**Exercise objective:** Leave out the pictures and repeat every record exactly.

Stored dataset items
━━━━━━━━━━━━━━━━━━━━━━━━━━━━━━
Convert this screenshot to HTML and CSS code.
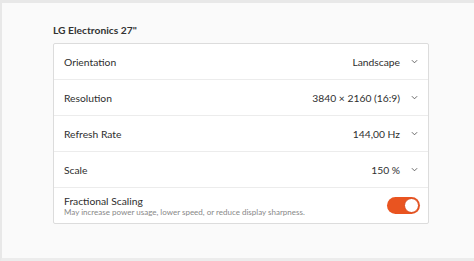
FILE: index.html
```html
<!DOCTYPE html>
<html>
  <head>
    <title>Displays</title>
    <link rel="stylesheet" href="styles.css">
  </head>
  <body>
    <div class="window">
      <div class="page">
        <h2 class="monitor">LG Electronics 27"</h2>
        <div class="card">
          <div class="row">
            <span class="label">Orientation</span>
            <span class="value">Landscape</span>
            <svg class="chevron" viewBox="0 0 8 5"><path d="M1 1l3 3 3-3"/></svg>
          </div>
          <div class="row">
            <span class="label">Resolution</span>
            <span class="value">3840 × 2160 (16:9)</span>
            <svg class="chevron" viewBox="0 0 8 5"><path d="M1 1l3 3 3-3"/></svg>
          </div>
          <div class="row">
            <span class="label">Refresh Rate</span>
            <span class="value">144,00 Hz</span>
            <svg class="chevron" viewBox="0 0 8 5"><path d="M1 1l3 3 3-3"/></svg>
          </div>
          <div class="row">
            <span class="label">Scale</span>
            <span class="value">150 %</span>
            <svg class="chevron" viewBox="0 0 8 5"><path d="M1 1l3 3 3-3"/></svg>
          </div>
          <div class="row switch-row">
            <div class="text">
              <span class="label">Fractional Scaling</span>
              <span class="hint">May increase power usage, lower speed, or reduce display sharpness.</span>
            </div>
            <div class="switch"><div class="knob"></div></div>
          </div>
        </div>
      </div>
    </div>
  </body>
</html>
```

FILE: styles.css
```css
body {
  margin: 0;
  font-family: Lato, "Open Sans", sans-serif;
  color: #2e2e2e;
}
.window {
  height: 261px;
  box-sizing: border-box;
  background-color: #fafafa;
  border-top: 3px solid #e8e8e8;
  border-left: 2px solid #e8e8e8;
  border-bottom: 3px solid #ececec;
}
.page {
  width: 376px;
  margin-left: 51px;
  padding-top: 22px;
}
.monitor {
  margin: 0 0 7px 0;
  font-size: 10.3px;
  font-weight: bold;
  line-height: 11px;
  color: #333;
}
.card {
  background-color: #fff;
  border: 1px solid #dcdcdc;
  border-radius: 2px;
}
.row {
  display: flex;
  align-items: center;
  height: 35px;
  padding: 0 10px 0 10px;
  border-top: 1px solid #ececec;
}
.row:first-child {
  border-top: none;
}
.switch-row {
  padding-right: 8px;
}
.label {
  flex: 1;
  font-size: 10.3px;
}
.value {
  font-size: 10.3px;
  margin-right: 11px;
}
.chevron {
  width: 7px;
  height: 5px;
  fill: none;
  stroke: #555;
  stroke-width: 1;
}
.text {
  flex: 1;
  display: flex;
  flex-direction: column;
}
.hint {
  font-size: 8px;
  color: #888;
  line-height: 10px;
}
.switch {
  width: 33px;
  height: 17px;
  box-sizing: border-box;
  border-radius: 9px;
  background-color: #e95420;
  display: flex;
  justify-content: flex-end;
  align-items: center;
  padding: 1px;
}
.knob {
  width: 15px;
  height: 15px;
  box-sizing: border-box;
  border-radius: 50%;
  background-color: #fff;
  border: 1px solid #d9481a;
}
```
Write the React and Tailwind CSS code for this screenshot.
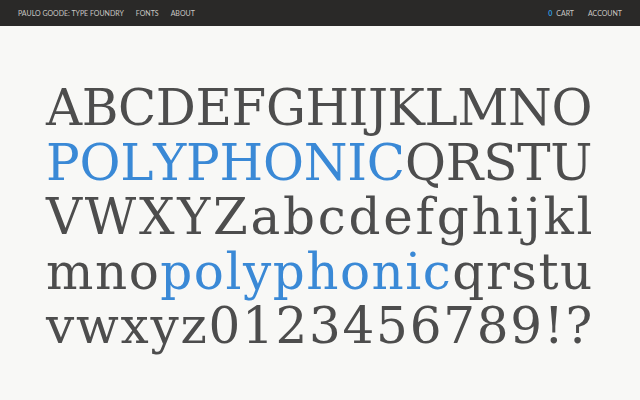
import React from 'react';

const lines = [
  [{ t: 'ABCDEFGHIJKLMNO' }],
  [{ t: 'POLYPHONIC', blue: true }, { t: 'QRSTU' }],
  [{ t: 'VWXYZabcdefghijkl' }],
  [{ t: 'mno' }, { t: 'polyphonic', blue: true }, { t: 'qrstu' }],
  [{ t: 'vwxyz0123456789!?' }],
];

function SpecimenLine({ parts }) {
  // spread every glyph so the line fills the full measure
  const chars = parts.flatMap((p) => p.t.split('').map((c) => ({ c, blue: p.blue })));
  return (
    <div className="flex justify-between w-[545px] ml-[46px] h-[54.5px] leading-[54.5px]">
      {chars.map((ch, i) => (
        <span
          key={i}
          className={(ch.blue ? 'text-[#3a89d6]' : 'text-[#4d4d4d]') + ' tracking-[-0.03em]'}
        >
          {ch.c}
        </span>
      ))}
    </div>
  );
}

export default function App() {
  return (
    <div className="w-[640px] h-[400px] overflow-hidden bg-[#f8f8f6]">
      <nav className="h-[26px] bg-[#2a2928] flex items-center justify-between px-[18px] text-[7px] uppercase text-[#c9c7c4] font-['Lato',sans-serif]">
        <div className="flex items-center gap-[12px]">
          <span>Paulo Goode: Type Foundry</span>
          <span>Fonts</span>
          <span>About</span>
        </div>
        <div className="flex items-center gap-[14px]">
          <span>
            <span className="text-[#2f9be0] font-bold mr-[4px]">0</span>Cart
          </span>
          <span>Account</span>
        </div>
      </nav>
      <main className="pt-[55px] text-[50px] font-['DejaVu_Serif',serif]">
        {lines.map((parts, i) => (
          <SpecimenLine key={i} parts={parts} />
        ))}
      </main>
    </div>
  );
}
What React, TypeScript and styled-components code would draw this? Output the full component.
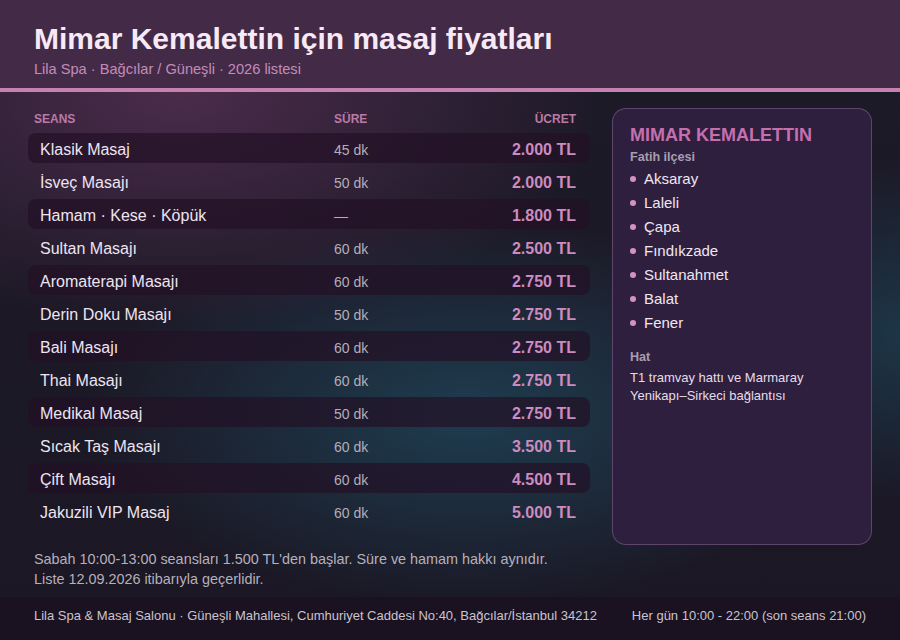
━━━━━━━━━━━━━━━━━━━━━━━━━━━━━━
**Written answer:**
Convert this screenshot to HTML and CSS code.
FILE: index.html
```html
<!DOCTYPE html>
<html>
  <head>
    <title>Displays</title>
    <link rel="stylesheet" href="styles.css">
  </head>
  <body>
    <div class="window">
      <div class="page">
        <h2 class="monitor">LG Electronics 27"</h2>
        <div class="card">
          <div class="row">
            <span class="label">Orientation</span>
            <span class="value">Landscape</span>
            <svg class="chevron" viewBox="0 0 8 5"><path d="M1 1l3 3 3-3"/></svg>
          </div>
          <div class="row">
            <span class="label">Resolution</span>
            <span class="value">3840 × 2160 (16:9)</span>
            <svg class="chevron" viewBox="0 0 8 5"><path d="M1 1l3 3 3-3"/></svg>
          </div>
          <div class="row">
            <span class="label">Refresh Rate</span>
            <span class="value">144,00 Hz</span>
            <svg class="chevron" viewBox="0 0 8 5"><path d="M1 1l3 3 3-3"/></svg>
          </div>
          <div class="row">
            <span class="label">Scale</span>
            <span class="value">150 %</span>
            <svg class="chevron" viewBox="0 0 8 5"><path d="M1 1l3 3 3-3"/></svg>
          </div>
          <div class="row switch-row">
            <div class="text">
              <span class="label">Fractional Scaling</span>
              <span class="hint">May increase power usage, lower speed, or reduce display sharpness.</span>
            </div>
            <div class="switch"><div class="knob"></div></div>
          </div>
        </div>
      </div>
    </div>
  </body>
</html>
```

FILE: styles.css
```css
body {
  margin: 0;
  font-family: Lato, "Open Sans", sans-serif;
  color: #2e2e2e;
}
.window {
  height: 261px;
  box-sizing: border-box;
  background-color: #fafafa;
  border-top: 3px solid #e8e8e8;
  border-left: 2px solid #e8e8e8;
  border-bottom: 3px solid #ececec;
}
.page {
  width: 376px;
  margin-left: 51px;
  padding-top: 22px;
}
.monitor {
  margin: 0 0 7px 0;
  font-size: 10.3px;
  font-weight: bold;
  line-height: 11px;
  color: #333;
}
.card {
  background-color: #fff;
  border: 1px solid #dcdcdc;
  border-radius: 2px;
}
.row {
  display: flex;
  align-items: center;
  height: 35px;
  padding: 0 10px 0 10px;
  border-top: 1px solid #ececec;
}
.row:first-child {
  border-top: none;
}
.switch-row {
  padding-right: 8px;
}
.label {
  flex: 1;
  font-size: 10.3px;
}
.value {
  font-size: 10.3px;
  margin-right: 11px;
}
.chevron {
  width: 7px;
  height: 5px;
  fill: none;
  stroke: #555;
  stroke-width: 1;
}
.text {
  flex: 1;
  display: flex;
  flex-direction: column;
}
.hint {
  font-size: 8px;
  color: #888;
  line-height: 10px;
}
.switch {
  width: 33px;
  height: 17px;
  box-sizing: border-box;
  border-radius: 9px;
  background-color: #e95420;
  display: flex;
  justify-content: flex-end;
  align-items: center;
  padding: 1px;
}
.knob {
  width: 15px;
  height: 15px;
  box-sizing: border-box;
  border-radius: 50%;
  background-color: #fff;
  border: 1px solid #d9481a;
}
```
Write the React and Tailwind CSS code for this screenshot.
import React from 'react';

const lines = [
  [{ t: 'ABCDEFGHIJKLMNO' }],
  [{ t: 'POLYPHONIC', blue: true }, { t: 'QRSTU' }],
  [{ t: 'VWXYZabcdefghijkl' }],
  [{ t: 'mno' }, { t: 'polyphonic', blue: true }, { t: 'qrstu' }],
  [{ t: 'vwxyz0123456789!?' }],
];

function SpecimenLine({ parts }) {
  // spread every glyph so the line fills the full measure
  const chars = parts.flatMap((p) => p.t.split('').map((c) => ({ c, blue: p.blue })));
  return (
    <div className="flex justify-between w-[545px] ml-[46px] h-[54.5px] leading-[54.5px]">
      {chars.map((ch, i) => (
        <span
          key={i}
          className={(ch.blue ? 'text-[#3a89d6]' : 'text-[#4d4d4d]') + ' tracking-[-0.03em]'}
        >
          {ch.c}
        </span>
      ))}
    </div>
  );
}

export default function App() {
  return (
    <div className="w-[640px] h-[400px] overflow-hidden bg-[#f8f8f6]">
      <nav className="h-[26px] bg-[#2a2928] flex items-center justify-between px-[18px] text-[7px] uppercase text-[#c9c7c4] font-['Lato',sans-serif]">
        <div className="flex items-center gap-[12px]">
          <span>Paulo Goode: Type Foundry</span>
          <span>Fonts</span>
          <span>About</span>
        </div>
        <div className="flex items-center gap-[14px]">
          <span>
            <span className="text-[#2f9be0] font-bold mr-[4px]">0</span>Cart
          </span>
          <span>Account</span>
        </div>
      </nav>
      <main className="pt-[55px] text-[50px] font-['DejaVu_Serif',serif]">
        {lines.map((parts, i) => (
          <SpecimenLine key={i} parts={parts} />
        ))}
      </main>
    </div>
  );
}
What React, TypeScript and styled-components code would draw this? Output the full component.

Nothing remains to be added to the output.